Start of EXTRACTED MATERIAL

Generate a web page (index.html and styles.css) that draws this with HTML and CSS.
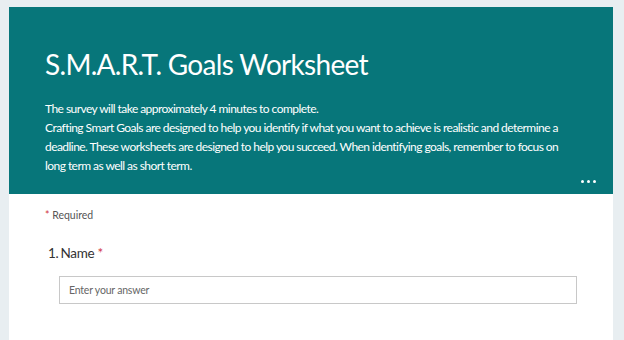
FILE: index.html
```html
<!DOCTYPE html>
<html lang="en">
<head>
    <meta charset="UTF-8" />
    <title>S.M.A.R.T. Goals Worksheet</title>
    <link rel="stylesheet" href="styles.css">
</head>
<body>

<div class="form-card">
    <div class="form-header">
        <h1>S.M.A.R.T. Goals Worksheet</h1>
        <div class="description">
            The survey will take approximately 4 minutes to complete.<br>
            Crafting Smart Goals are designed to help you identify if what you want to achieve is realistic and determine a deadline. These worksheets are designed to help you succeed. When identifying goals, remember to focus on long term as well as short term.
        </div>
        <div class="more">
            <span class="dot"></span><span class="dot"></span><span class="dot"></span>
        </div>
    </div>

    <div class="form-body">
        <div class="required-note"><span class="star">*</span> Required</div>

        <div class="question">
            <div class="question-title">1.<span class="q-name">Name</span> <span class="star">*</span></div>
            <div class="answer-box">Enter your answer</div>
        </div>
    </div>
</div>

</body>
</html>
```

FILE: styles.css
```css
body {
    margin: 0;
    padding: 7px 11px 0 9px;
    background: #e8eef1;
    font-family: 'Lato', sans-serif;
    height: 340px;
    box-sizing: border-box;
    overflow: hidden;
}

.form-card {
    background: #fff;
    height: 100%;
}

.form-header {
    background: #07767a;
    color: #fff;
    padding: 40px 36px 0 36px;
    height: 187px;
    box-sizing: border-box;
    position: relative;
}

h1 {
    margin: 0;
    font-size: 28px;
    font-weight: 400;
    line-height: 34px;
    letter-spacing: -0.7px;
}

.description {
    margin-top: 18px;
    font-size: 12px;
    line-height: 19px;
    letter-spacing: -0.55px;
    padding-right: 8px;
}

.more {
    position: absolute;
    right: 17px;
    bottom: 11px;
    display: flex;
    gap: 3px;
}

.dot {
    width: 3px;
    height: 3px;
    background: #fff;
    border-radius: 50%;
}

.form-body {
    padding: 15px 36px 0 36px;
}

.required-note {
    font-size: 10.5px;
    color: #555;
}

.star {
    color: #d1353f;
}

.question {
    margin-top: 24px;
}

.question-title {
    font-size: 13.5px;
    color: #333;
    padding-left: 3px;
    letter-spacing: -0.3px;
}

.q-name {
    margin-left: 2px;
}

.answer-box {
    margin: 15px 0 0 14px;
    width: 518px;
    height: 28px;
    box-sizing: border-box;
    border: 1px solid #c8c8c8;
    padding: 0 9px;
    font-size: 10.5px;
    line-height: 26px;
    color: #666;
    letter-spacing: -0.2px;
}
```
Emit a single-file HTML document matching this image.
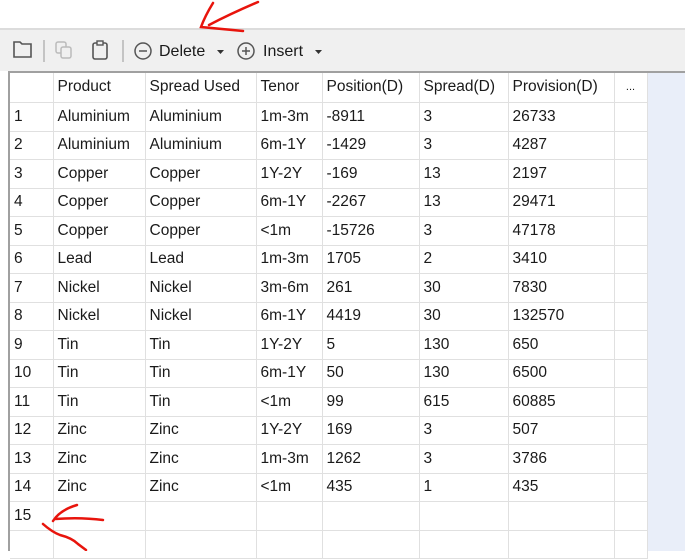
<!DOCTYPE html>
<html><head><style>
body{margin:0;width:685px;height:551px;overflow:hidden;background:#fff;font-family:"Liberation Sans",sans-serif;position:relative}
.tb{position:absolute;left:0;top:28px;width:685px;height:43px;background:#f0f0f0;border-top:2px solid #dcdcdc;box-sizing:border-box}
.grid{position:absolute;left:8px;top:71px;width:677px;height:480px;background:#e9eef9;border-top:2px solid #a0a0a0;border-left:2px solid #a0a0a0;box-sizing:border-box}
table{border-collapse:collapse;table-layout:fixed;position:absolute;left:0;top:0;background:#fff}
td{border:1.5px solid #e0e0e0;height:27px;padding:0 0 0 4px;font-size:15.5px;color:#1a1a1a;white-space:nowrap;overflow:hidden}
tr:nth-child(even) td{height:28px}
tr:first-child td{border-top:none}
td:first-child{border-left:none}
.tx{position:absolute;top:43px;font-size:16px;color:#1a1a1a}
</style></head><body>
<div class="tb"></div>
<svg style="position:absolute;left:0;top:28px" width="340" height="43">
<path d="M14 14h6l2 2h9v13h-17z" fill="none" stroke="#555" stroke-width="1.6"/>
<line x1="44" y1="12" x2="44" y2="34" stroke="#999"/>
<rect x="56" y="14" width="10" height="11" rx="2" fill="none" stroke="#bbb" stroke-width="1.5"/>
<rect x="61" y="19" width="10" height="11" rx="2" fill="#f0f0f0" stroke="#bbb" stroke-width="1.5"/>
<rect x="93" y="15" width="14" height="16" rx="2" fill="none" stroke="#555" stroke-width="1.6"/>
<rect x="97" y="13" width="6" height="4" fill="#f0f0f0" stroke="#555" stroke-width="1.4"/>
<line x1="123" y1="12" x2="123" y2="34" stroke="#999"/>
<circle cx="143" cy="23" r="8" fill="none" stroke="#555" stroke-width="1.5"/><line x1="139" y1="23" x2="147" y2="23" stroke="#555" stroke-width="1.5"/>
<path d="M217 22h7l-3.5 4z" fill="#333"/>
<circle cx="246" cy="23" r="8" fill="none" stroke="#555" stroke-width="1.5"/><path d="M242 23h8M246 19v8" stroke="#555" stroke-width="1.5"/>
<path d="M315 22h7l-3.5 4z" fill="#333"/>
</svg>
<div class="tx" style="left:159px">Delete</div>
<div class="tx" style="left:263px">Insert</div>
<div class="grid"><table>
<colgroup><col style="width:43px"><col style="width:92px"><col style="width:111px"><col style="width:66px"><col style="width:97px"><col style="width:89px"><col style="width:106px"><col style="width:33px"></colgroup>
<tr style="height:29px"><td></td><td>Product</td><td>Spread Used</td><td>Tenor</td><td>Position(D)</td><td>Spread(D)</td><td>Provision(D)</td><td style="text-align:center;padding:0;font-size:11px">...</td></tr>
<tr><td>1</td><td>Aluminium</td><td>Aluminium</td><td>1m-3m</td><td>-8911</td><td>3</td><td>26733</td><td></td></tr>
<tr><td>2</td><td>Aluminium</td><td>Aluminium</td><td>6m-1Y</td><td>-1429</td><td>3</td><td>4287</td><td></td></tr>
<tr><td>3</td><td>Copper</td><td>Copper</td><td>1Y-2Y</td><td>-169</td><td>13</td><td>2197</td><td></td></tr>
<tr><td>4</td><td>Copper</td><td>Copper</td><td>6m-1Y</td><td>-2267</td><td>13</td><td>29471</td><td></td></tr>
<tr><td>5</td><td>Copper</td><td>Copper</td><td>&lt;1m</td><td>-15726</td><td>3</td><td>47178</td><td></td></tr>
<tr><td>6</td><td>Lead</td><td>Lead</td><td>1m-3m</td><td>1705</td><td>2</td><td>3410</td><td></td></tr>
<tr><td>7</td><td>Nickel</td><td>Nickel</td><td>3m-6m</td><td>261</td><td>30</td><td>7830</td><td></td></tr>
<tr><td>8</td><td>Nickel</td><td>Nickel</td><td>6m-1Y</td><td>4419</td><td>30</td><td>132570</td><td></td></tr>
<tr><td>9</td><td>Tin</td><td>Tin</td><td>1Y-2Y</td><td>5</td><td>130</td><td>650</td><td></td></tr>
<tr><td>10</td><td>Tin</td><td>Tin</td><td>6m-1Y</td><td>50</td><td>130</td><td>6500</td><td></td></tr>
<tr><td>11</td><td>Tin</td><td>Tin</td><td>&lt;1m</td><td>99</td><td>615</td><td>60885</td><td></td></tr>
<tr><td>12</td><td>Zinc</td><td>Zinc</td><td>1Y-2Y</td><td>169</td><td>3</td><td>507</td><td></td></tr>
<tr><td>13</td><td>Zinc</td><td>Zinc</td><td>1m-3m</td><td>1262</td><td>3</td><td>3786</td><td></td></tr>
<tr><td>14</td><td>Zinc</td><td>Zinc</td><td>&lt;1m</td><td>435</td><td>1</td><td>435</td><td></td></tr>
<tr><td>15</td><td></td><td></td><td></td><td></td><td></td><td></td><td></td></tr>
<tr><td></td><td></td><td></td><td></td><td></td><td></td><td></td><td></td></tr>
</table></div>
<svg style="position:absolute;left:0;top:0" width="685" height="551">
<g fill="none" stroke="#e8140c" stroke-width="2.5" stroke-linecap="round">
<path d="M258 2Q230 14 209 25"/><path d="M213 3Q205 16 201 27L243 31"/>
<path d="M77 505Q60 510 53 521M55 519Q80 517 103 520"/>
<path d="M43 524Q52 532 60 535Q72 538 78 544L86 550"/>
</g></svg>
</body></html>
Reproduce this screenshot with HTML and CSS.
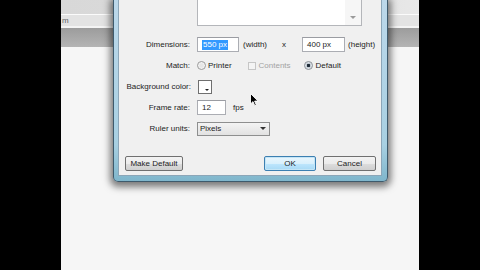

End of EXTRACTED MATERIAL

JOB:
Search the records for the string "with" and return every line in which it occurs.

RESULT BELOW:
Generate a web page (index.html and styles.css) that draws this with HTML and CSS.
Reproduce this screenshot with HTML and CSS.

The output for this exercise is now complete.